## Data shown

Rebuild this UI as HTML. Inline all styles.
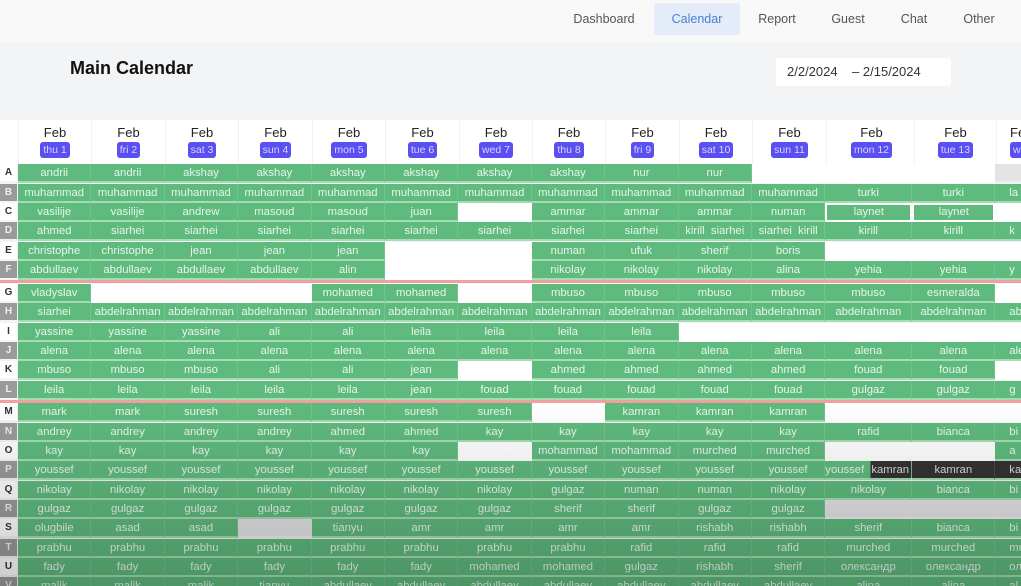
<!DOCTYPE html>
<html><head><meta charset="utf-8"><style>
*{box-sizing:border-box;margin:0;padding:0}
html,body{width:1021px;height:586px;overflow:hidden}
body{background:#f3f4f6;font-family:"Liberation Sans",sans-serif;position:relative}
.top{position:absolute;left:0;top:0;width:1021px;height:42px;background:#f8f8f8}
.nav{position:absolute;top:3px;height:32px;line-height:32px;font-size:12.5px;color:#555;text-align:center}
.title{position:absolute;left:70px;top:58px;font-size:18px;font-weight:bold;color:#111}
.date{position:absolute;left:776px;top:58px;width:175px;height:28px;background:#fff;border-radius:3px;font-size:13px;color:#333;line-height:28px;padding-left:11px}
.hdr{position:absolute;left:0;top:120px;width:1021px;height:44px;background:#fff}
.hc{position:absolute;top:0;height:44px;text-align:center;border-left:1px solid #f2f2f2}
.hc b{display:block;font-size:13px;font-weight:normal;color:#222;margin-top:5px}
.hc i{display:inline-block;font-style:normal;background:#5a4ff0;color:#d8d6ff;font-size:10.5px;padding:1px 3px;border-radius:3px;margin-top:2px;line-height:14px}
.r{position:absolute;left:18px;height:19.4px;display:flex;width:1010px}
.r>div{width:73.4px;height:19.4px;background:#5fba7d;border-bottom:2px solid #a5dbb5;border-right:1px solid rgba(255,255,255,.12);color:rgba(255,255,255,.85);font-size:11.3px;text-align:center;line-height:18px;white-space:nowrap;overflow:hidden;flex:none}
.r>div:nth-child(12){width:87px}.r>div:nth-child(13){width:83px}.r>div:nth-child(14){width:70px;text-align:left;padding-left:14px}
.r>div.w{background:#fff;border-bottom-color:#fff;border-right-color:#fff}
.r>div.g{background:#e4e4e6;border-bottom-color:#eee}
.r>div.l{border:2px solid #fff;line-height:14px}
.r>div.d{background:#333;color:#ddd}
.lab{position:absolute;left:0;width:17px;height:17px;font-size:10px;font-weight:bold;text-align:center;line-height:17px;color:#333;background:#fff}
.lab.k{background:#9a9a9a;color:#eee}
.red{position:absolute;left:0;width:1021px;height:3px;background:#f0a0a0}
.shade{position:absolute;left:0;top:400px;width:1021px;height:186px;background:linear-gradient(rgba(0,0,0,0),rgba(0,0,0,.2));pointer-events:none}
</style></head><body>
<div class="top"></div>
<div class="nav" style="left:566px;width:76px">Dashboard</div>
<div class="nav" style="left:654px;width:86px;background:#e3ecf8;color:#4a7fd0;border-radius:3px">Calendar</div>
<div class="nav" style="left:750px;width:54px">Report</div>
<div class="nav" style="left:822px;width:52px">Guest</div>
<div class="nav" style="left:892px;width:44px">Chat</div>
<div class="nav" style="left:956px;width:46px">Other</div>
<div class="title">Main Calendar</div>
<div class="date">2/2/2024 &nbsp;&nbsp;&nbsp;– 2/15/2024</div>

<div class="hdr">
<div class="hc" style="left:18px;width:73px"><b>Feb</b><i>thu 1</i></div>
<div class="hc" style="left:91px;width:74px"><b>Feb</b><i>fri 2</i></div>
<div class="hc" style="left:165px;width:73px"><b>Feb</b><i>sat 3</i></div>
<div class="hc" style="left:238px;width:74px"><b>Feb</b><i>sun 4</i></div>
<div class="hc" style="left:312px;width:73px"><b>Feb</b><i>mon 5</i></div>
<div class="hc" style="left:385px;width:74px"><b>Feb</b><i>tue 6</i></div>
<div class="hc" style="left:459px;width:73px"><b>Feb</b><i>wed 7</i></div>
<div class="hc" style="left:532px;width:73px"><b>Feb</b><i>thu 8</i></div>
<div class="hc" style="left:605px;width:74px"><b>Feb</b><i>fri 9</i></div>
<div class="hc" style="left:679px;width:73px"><b>Feb</b><i>sat 10</i></div>
<div class="hc" style="left:752px;width:74px"><b>Feb</b><i>sun 11</i></div>
<div class="hc" style="left:826px;width:90px"><b>Feb</b><i>mon 12</i></div>
<div class="hc" style="left:914px;width:82px"><b>Feb</b><i>tue 13</i></div>
<div class="hc" style="left:996px;width:80px;text-align:left;padding-left:13px"><b>Feb</b><i>wed 14</i></div>
</div>

<div class="lab" style="top:164px">A</div><div class="lab k" style="top:183.5px">B</div><div class="lab" style="top:203px">C</div><div class="lab k" style="top:222px">D</div><div class="lab" style="top:241.5px">E</div><div class="lab k" style="top:261px">F</div>
<div class="lab" style="top:284px">G</div><div class="lab k" style="top:303px">H</div><div class="lab" style="top:322.5px">I</div><div class="lab k" style="top:342px">J</div><div class="lab" style="top:361px">K</div><div class="lab k" style="top:380.5px">L</div>
<div class="lab" style="top:403px">M</div><div class="lab k" style="top:422.5px">N</div><div class="lab" style="top:442px">O</div><div class="lab k" style="top:461px">P</div><div class="lab" style="top:480.5px">Q</div><div class="lab k" style="top:500px">R</div><div class="lab" style="top:519px">S</div><div class="lab k" style="top:538.5px">T</div><div class="lab" style="top:558px">U</div><div class="lab k" style="top:577px">V</div>

<div class="r" style="top:164px"><div>andrii</div><div>andrii</div><div>akshay</div><div>akshay</div><div>akshay</div><div>akshay</div><div>akshay</div><div>akshay</div><div>nur</div><div>nur</div><div class="w"></div><div class="w"></div><div class="w"></div><div class="g"></div></div>
<div class="r" style="top:183.5px"><div>muhammad</div><div>muhammad</div><div>muhammad</div><div>muhammad</div><div>muhammad</div><div>muhammad</div><div>muhammad</div><div>muhammad</div><div>muhammad</div><div>muhammad</div><div>muhammad</div><div>turki</div><div>turki</div><div>la</div></div>
<div class="r" style="top:203px"><div>vasilije</div><div>vasilije</div><div>andrew</div><div>masoud</div><div>masoud</div><div>juan</div><div class="w"></div><div>ammar</div><div>ammar</div><div>ammar</div><div>numan</div><div class="l">laynet</div><div class="l">laynet</div><div class="w"></div></div>
<div class="r" style="top:222px"><div>ahmed</div><div>siarhei</div><div>siarhei</div><div>siarhei</div><div>siarhei</div><div>siarhei</div><div>siarhei</div><div>siarhei</div><div>siarhei</div><div>kirill &nbsp;siarhei</div><div>siarhei &nbsp;kirill</div><div>kirill</div><div>kirill</div><div>k</div></div>
<div class="r" style="top:241.5px"><div>christophe</div><div>christophe</div><div>jean</div><div>jean</div><div>jean</div><div class="w"></div><div class="w"></div><div>numan</div><div>ufuk</div><div>sherif</div><div>boris</div><div class="w"></div><div class="w"></div><div class="w"></div></div>
<div class="r" style="top:261px"><div>abdullaev</div><div>abdullaev</div><div>abdullaev</div><div>abdullaev</div><div>alin</div><div class="w"></div><div class="w"></div><div>nikolay</div><div>nikolay</div><div>nikolay</div><div>alina</div><div>yehia</div><div>yehia</div><div>y</div></div>
<div class="red" style="top:280px"></div>
<div class="r" style="top:284px"><div>vladyslav</div><div class="w"></div><div class="w"></div><div class="w"></div><div>mohamed</div><div>mohamed</div><div class="w"></div><div>mbuso</div><div>mbuso</div><div>mbuso</div><div>mbuso</div><div>mbuso</div><div>esmeralda</div><div class="w"></div></div>
<div class="r" style="top:303px"><div>siarhei</div><div>abdelrahman</div><div>abdelrahman</div><div>abdelrahman</div><div>abdelrahman</div><div>abdelrahman</div><div>abdelrahman</div><div>abdelrahman</div><div>abdelrahman</div><div>abdelrahman</div><div>abdelrahman</div><div>abdelrahman</div><div>abdelrahman</div><div>abdel</div></div>
<div class="r" style="top:322.5px"><div>yassine</div><div>yassine</div><div>yassine</div><div>ali</div><div>ali</div><div>leila</div><div>leila</div><div>leila</div><div>leila</div><div class="w"></div><div class="w"></div><div class="w"></div><div class="w"></div><div class="w"></div></div>
<div class="r" style="top:342px"><div>alena</div><div>alena</div><div>alena</div><div>alena</div><div>alena</div><div>alena</div><div>alena</div><div>alena</div><div>alena</div><div>alena</div><div>alena</div><div>alena</div><div>alena</div><div>alena</div></div>
<div class="r" style="top:361px"><div>mbuso</div><div>mbuso</div><div>mbuso</div><div>ali</div><div>ali</div><div>jean</div><div class="w"></div><div>ahmed</div><div>ahmed</div><div>ahmed</div><div>ahmed</div><div>fouad</div><div>fouad</div><div class="w"></div></div>
<div class="r" style="top:380.5px"><div>leila</div><div>leila</div><div>leila</div><div>leila</div><div>leila</div><div>jean</div><div>fouad</div><div>fouad</div><div>fouad</div><div>fouad</div><div>fouad</div><div>gulgaz</div><div>gulgaz</div><div>g</div></div>
<div class="red" style="top:399.5px"></div>
<div class="r" style="top:403px"><div>mark</div><div>mark</div><div>suresh</div><div>suresh</div><div>suresh</div><div>suresh</div><div>suresh</div><div class="w"></div><div>kamran</div><div>kamran</div><div>kamran</div><div class="w"></div><div class="w"></div><div class="w"></div></div>
<div class="r" style="top:422.5px"><div>andrey</div><div>andrey</div><div>andrey</div><div>andrey</div><div>ahmed</div><div>ahmed</div><div>kay</div><div>kay</div><div>kay</div><div>kay</div><div>kay</div><div>rafid</div><div>bianca</div><div>bi</div></div>
<div class="r" style="top:442px"><div>kay</div><div>kay</div><div>kay</div><div>kay</div><div>kay</div><div>kay</div><div class="w"></div><div>mohammad</div><div>mohammad</div><div>murched</div><div>murched</div><div class="w"></div><div class="w"></div><div>a</div></div>
<div class="r" style="top:461px"><div>youssef</div><div>youssef</div><div>youssef</div><div>youssef</div><div>youssef</div><div>youssef</div><div>youssef</div><div>youssef</div><div>youssef</div><div>youssef</div><div>youssef</div><div style="background:linear-gradient(90deg,#5fba7d 53%,#333 53%);text-align:left">youssef <span style="color:#ddd;padding-left:4px">kamran</span></div><div class="d">kamran</div><div class="d">ka</div></div>
<div class="r" style="top:480.5px"><div>nikolay</div><div>nikolay</div><div>nikolay</div><div>nikolay</div><div>nikolay</div><div>nikolay</div><div>nikolay</div><div>gulgaz</div><div>numan</div><div>numan</div><div>nikolay</div><div>nikolay</div><div>bianca</div><div>bi</div></div>
<div class="r" style="top:500px"><div>gulgaz</div><div>gulgaz</div><div>gulgaz</div><div>gulgaz</div><div>gulgaz</div><div>gulgaz</div><div>gulgaz</div><div>sherif</div><div>sherif</div><div>gulgaz</div><div>gulgaz</div><div class="g"></div><div class="g"></div><div class="g"></div></div>
<div class="r" style="top:519px"><div>olugbile</div><div>asad</div><div>asad</div><div class="g"></div><div>tianyu</div><div>amr</div><div>amr</div><div>amr</div><div>amr</div><div>rishabh</div><div>rishabh</div><div>sherif</div><div>bianca</div><div>bi</div></div>
<div class="r" style="top:538.5px"><div>prabhu</div><div>prabhu</div><div>prabhu</div><div>prabhu</div><div>prabhu</div><div>prabhu</div><div>prabhu</div><div>prabhu</div><div>rafid</div><div>rafid</div><div>rafid</div><div>murched</div><div>murched</div><div>mu</div></div>
<div class="r" style="top:558px"><div>fady</div><div>fady</div><div>fady</div><div>fady</div><div>fady</div><div>fady</div><div>mohamed</div><div>mohamed</div><div>gulgaz</div><div>rishabh</div><div>sherif</div><div>олександр</div><div>олександр</div><div>оле</div></div>
<div class="r" style="top:577px"><div>malik</div><div>malik</div><div>malik</div><div>tianyu</div><div>abdullaev</div><div>abdullaev</div><div>abdullaev</div><div>abdullaev</div><div>abdullaev</div><div>abdullaev</div><div>abdullaev</div><div>alina</div><div>alina</div><div>al</div></div>
<div class="shade"></div>
</body></html>
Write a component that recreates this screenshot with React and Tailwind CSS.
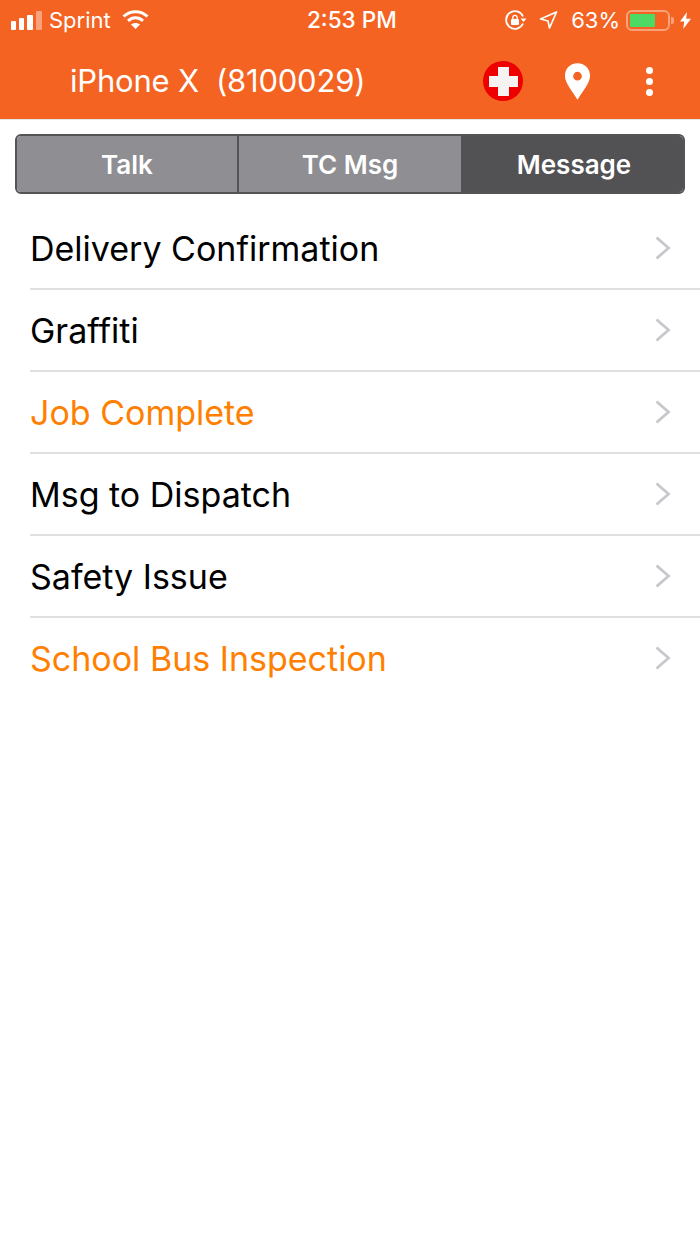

## Work to be completed
Each line with the string "this" in it needs to be found and copied.

## Exercise output
Rebuild this UI as HTML. Inline all styles.
Write a component that recreates this screenshot with React and Tailwind CSS.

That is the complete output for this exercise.